Problem description: Take from the listing each line that has the string "this".

───── Task data ─────

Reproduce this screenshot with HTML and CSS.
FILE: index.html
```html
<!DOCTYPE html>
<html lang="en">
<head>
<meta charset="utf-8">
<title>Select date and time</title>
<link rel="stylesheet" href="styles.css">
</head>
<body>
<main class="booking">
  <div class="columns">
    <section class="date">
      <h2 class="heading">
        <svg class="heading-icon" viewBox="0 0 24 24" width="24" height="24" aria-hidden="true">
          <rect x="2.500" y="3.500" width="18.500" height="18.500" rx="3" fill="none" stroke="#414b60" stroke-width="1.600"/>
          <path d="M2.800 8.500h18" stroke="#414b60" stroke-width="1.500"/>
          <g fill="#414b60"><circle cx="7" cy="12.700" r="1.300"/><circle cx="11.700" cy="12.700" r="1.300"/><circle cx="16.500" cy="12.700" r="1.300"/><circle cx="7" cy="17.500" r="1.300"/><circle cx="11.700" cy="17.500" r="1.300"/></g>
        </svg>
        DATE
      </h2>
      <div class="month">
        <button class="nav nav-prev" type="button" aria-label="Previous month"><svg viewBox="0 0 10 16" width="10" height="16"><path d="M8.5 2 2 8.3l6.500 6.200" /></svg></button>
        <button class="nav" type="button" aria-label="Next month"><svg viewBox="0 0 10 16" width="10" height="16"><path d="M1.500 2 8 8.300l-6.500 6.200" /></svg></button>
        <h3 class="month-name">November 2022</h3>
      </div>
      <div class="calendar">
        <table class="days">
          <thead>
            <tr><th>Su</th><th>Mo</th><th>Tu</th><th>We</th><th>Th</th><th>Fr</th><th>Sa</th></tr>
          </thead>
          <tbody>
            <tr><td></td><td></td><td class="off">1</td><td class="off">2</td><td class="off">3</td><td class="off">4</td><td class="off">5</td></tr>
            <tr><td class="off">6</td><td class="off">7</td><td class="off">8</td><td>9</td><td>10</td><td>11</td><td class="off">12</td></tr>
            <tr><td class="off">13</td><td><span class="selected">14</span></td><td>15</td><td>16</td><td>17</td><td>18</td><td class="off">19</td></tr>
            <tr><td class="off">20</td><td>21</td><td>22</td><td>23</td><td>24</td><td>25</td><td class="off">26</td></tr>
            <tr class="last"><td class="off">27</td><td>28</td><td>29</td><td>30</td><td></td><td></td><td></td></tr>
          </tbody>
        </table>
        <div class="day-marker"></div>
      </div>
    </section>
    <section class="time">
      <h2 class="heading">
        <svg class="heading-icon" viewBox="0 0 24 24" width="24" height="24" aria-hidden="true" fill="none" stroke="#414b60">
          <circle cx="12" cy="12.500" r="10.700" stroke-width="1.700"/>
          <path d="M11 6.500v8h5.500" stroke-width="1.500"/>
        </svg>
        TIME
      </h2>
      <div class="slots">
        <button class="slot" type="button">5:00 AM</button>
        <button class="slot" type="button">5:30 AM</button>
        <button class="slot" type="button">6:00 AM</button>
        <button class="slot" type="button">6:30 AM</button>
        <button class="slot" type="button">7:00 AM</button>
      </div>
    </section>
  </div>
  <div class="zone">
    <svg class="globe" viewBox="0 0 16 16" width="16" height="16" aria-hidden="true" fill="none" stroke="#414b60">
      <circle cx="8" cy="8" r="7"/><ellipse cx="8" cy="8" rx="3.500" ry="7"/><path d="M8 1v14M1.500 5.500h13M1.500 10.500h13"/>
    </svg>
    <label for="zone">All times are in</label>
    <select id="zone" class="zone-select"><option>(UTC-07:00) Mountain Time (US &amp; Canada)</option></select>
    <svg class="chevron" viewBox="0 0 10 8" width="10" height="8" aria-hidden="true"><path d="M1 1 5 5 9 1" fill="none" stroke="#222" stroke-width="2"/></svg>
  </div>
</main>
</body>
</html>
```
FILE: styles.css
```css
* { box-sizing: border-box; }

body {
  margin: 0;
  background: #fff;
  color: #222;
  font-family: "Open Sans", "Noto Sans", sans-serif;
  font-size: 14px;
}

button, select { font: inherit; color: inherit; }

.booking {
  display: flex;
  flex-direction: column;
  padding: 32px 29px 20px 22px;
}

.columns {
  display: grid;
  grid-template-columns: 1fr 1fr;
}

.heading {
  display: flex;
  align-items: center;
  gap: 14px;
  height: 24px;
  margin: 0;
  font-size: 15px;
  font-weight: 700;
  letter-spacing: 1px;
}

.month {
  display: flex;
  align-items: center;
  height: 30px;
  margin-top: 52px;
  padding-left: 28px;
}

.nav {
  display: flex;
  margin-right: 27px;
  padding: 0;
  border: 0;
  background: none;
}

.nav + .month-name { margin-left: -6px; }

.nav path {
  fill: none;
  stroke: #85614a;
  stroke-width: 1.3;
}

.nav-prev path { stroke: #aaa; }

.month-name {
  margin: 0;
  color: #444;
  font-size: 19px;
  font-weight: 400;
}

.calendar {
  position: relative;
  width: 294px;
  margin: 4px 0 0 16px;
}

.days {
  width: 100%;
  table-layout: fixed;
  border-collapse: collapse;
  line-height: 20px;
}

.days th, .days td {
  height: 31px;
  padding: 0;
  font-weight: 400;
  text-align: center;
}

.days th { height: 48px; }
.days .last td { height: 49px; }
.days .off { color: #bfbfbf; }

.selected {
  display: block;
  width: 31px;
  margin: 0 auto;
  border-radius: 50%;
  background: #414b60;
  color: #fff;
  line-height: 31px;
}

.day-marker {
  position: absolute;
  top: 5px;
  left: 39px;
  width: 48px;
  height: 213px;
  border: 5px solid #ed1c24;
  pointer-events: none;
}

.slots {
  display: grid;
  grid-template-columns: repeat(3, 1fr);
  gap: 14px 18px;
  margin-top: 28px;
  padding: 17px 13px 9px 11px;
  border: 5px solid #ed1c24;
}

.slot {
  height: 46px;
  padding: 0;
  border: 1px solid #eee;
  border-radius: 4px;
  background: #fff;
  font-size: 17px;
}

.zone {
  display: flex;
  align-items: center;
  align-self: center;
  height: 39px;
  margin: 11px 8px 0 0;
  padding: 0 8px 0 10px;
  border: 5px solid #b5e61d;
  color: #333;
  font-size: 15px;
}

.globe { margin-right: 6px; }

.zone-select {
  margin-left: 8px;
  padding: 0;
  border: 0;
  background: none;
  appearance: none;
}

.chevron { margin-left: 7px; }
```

─────
───── Task data ─────

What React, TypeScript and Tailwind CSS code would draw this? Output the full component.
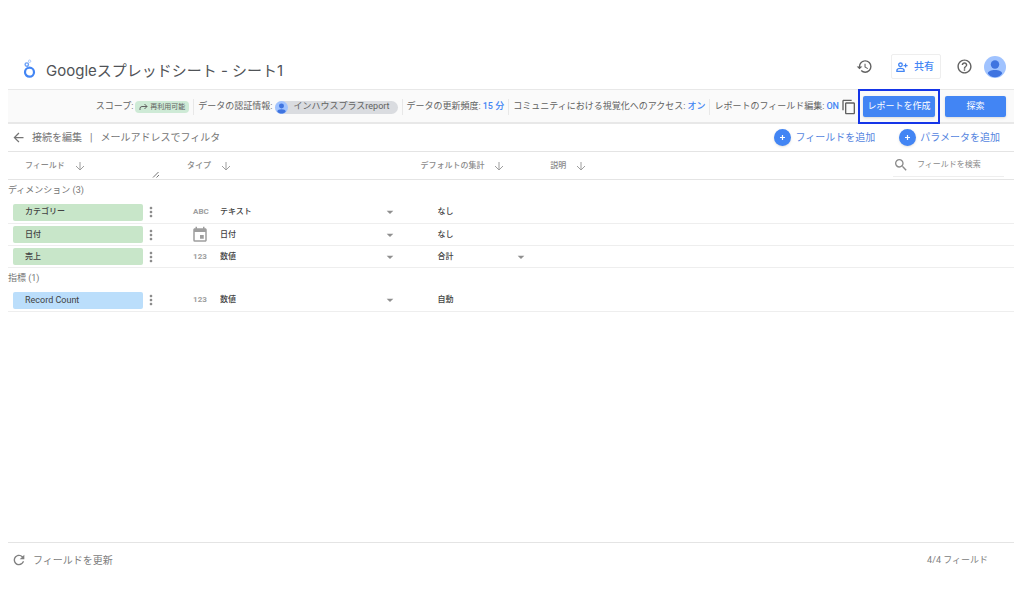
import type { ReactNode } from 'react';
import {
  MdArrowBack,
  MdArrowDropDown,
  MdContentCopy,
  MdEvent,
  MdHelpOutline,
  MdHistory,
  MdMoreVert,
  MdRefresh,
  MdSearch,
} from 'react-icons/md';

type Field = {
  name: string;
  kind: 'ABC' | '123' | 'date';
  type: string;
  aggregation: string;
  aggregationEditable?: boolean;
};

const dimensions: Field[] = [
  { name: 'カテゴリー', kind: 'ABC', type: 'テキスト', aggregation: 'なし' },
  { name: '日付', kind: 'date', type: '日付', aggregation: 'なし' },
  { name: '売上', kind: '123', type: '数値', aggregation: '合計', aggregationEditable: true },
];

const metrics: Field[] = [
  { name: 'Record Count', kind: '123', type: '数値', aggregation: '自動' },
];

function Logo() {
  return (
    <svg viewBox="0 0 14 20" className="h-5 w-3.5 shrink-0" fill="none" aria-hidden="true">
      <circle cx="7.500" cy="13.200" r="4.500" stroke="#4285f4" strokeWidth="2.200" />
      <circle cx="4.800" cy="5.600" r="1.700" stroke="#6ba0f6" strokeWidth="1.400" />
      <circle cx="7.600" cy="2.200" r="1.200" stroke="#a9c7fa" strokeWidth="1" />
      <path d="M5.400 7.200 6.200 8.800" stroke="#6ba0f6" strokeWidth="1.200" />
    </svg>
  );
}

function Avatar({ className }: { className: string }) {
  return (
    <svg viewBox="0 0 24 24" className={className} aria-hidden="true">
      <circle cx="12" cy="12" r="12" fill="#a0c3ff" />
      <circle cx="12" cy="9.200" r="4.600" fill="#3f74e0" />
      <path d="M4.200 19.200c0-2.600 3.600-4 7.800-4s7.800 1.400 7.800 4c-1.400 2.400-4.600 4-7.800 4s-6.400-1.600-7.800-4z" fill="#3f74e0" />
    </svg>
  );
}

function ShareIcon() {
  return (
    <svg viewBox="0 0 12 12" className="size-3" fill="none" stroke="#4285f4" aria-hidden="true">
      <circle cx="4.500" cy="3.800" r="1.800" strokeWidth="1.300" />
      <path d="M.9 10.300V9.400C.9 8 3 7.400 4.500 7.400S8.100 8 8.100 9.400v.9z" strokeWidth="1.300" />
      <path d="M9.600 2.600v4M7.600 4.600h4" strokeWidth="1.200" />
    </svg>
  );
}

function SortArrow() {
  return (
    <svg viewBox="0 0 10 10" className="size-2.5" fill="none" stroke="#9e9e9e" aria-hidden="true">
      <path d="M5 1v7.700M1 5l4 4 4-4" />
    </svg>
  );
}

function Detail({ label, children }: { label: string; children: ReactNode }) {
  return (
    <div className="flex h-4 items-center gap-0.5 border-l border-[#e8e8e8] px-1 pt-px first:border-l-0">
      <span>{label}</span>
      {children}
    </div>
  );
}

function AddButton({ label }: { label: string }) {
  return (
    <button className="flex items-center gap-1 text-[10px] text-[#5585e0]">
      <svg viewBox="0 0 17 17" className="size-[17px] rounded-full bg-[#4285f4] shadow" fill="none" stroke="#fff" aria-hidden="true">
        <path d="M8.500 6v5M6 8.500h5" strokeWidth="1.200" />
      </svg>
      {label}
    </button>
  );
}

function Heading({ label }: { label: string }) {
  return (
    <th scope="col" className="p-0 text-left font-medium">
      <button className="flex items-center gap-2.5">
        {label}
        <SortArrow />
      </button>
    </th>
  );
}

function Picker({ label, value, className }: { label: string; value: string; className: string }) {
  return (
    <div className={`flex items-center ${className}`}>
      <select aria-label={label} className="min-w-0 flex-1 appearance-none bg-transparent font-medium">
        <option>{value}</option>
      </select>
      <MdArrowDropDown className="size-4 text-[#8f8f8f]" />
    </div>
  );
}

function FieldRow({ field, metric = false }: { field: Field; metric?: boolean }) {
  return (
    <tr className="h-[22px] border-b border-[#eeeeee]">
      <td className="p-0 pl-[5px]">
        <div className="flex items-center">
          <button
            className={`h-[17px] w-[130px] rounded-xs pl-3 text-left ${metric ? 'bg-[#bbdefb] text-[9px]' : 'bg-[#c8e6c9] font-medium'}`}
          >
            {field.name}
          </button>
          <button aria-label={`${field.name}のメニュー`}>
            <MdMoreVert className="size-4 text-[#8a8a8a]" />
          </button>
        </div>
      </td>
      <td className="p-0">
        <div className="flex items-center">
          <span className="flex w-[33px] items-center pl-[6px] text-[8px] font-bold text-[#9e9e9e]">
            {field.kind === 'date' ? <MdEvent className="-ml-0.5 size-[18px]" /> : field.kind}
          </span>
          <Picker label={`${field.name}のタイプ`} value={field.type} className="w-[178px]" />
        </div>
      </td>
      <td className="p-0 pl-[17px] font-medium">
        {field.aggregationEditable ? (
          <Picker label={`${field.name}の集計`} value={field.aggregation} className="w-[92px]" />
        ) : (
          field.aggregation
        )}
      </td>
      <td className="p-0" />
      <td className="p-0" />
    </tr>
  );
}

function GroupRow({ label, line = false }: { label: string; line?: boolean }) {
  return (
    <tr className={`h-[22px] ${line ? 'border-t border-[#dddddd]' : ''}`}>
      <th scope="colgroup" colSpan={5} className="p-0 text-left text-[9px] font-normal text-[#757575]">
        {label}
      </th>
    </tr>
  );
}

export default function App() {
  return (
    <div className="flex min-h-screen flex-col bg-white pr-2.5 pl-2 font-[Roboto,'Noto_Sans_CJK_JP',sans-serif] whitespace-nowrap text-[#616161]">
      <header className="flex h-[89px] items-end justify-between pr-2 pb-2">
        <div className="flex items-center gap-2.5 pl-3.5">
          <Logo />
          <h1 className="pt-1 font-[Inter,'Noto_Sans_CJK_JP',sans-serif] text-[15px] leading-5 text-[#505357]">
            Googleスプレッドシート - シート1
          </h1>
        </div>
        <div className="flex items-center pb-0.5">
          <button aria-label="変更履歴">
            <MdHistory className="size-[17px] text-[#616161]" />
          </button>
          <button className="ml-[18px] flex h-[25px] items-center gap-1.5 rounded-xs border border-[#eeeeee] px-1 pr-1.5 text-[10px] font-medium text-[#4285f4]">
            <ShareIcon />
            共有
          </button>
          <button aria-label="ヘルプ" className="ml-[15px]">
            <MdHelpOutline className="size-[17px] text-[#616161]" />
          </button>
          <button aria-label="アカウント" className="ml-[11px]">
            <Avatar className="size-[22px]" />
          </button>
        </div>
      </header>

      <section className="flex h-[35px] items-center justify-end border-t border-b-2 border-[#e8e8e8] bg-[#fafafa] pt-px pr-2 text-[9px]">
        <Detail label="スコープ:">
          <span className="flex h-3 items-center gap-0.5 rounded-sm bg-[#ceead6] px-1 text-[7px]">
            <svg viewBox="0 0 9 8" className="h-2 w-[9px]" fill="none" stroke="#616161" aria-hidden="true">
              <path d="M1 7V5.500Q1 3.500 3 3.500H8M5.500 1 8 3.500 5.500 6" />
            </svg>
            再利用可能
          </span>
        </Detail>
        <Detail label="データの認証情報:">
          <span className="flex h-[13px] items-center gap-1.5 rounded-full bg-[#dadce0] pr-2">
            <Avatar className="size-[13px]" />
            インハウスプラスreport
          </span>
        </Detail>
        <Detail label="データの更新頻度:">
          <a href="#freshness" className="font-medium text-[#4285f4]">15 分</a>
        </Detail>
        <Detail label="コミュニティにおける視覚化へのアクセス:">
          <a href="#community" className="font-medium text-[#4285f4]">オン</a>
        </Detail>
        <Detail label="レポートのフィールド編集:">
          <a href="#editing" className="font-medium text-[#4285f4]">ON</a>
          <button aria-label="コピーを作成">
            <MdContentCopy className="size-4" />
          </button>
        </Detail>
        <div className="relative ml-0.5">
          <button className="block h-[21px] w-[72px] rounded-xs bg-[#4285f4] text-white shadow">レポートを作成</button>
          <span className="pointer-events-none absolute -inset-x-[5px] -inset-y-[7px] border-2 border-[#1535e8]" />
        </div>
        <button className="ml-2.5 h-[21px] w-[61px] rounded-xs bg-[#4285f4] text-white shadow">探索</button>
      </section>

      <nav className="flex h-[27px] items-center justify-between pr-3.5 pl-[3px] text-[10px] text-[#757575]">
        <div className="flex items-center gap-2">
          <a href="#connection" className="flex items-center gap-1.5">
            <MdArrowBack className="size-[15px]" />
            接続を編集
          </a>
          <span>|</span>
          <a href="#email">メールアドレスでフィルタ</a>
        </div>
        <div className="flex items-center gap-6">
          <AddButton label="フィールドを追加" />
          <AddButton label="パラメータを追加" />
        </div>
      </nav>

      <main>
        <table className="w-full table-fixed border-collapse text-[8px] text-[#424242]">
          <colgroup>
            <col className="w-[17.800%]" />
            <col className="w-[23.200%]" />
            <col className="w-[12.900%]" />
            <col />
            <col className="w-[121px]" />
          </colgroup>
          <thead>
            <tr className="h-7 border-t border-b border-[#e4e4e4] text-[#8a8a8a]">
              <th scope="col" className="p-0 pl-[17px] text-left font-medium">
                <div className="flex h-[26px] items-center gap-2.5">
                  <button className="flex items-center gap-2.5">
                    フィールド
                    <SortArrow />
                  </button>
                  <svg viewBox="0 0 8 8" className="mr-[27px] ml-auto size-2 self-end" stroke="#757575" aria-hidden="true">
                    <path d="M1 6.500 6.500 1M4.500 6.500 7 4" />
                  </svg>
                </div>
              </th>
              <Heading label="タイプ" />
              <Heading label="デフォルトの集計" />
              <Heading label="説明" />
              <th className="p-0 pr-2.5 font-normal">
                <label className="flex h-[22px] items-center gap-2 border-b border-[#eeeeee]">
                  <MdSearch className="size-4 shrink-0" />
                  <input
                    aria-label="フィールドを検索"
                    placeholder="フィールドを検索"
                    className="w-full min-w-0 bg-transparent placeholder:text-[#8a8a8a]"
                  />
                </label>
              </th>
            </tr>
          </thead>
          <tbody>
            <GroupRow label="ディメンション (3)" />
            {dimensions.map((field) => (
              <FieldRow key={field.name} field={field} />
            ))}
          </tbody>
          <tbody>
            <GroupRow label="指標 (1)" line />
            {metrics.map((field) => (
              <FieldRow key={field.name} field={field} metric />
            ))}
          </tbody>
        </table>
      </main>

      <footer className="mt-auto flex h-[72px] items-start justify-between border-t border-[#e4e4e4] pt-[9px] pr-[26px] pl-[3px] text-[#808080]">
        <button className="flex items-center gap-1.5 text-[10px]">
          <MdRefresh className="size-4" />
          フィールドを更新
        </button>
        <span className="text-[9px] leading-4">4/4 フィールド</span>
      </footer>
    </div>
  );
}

─────

Complete response:
Reproduce this screenshot with HTML and CSS.
What React, TypeScript and Tailwind CSS code would draw this? Output the full component.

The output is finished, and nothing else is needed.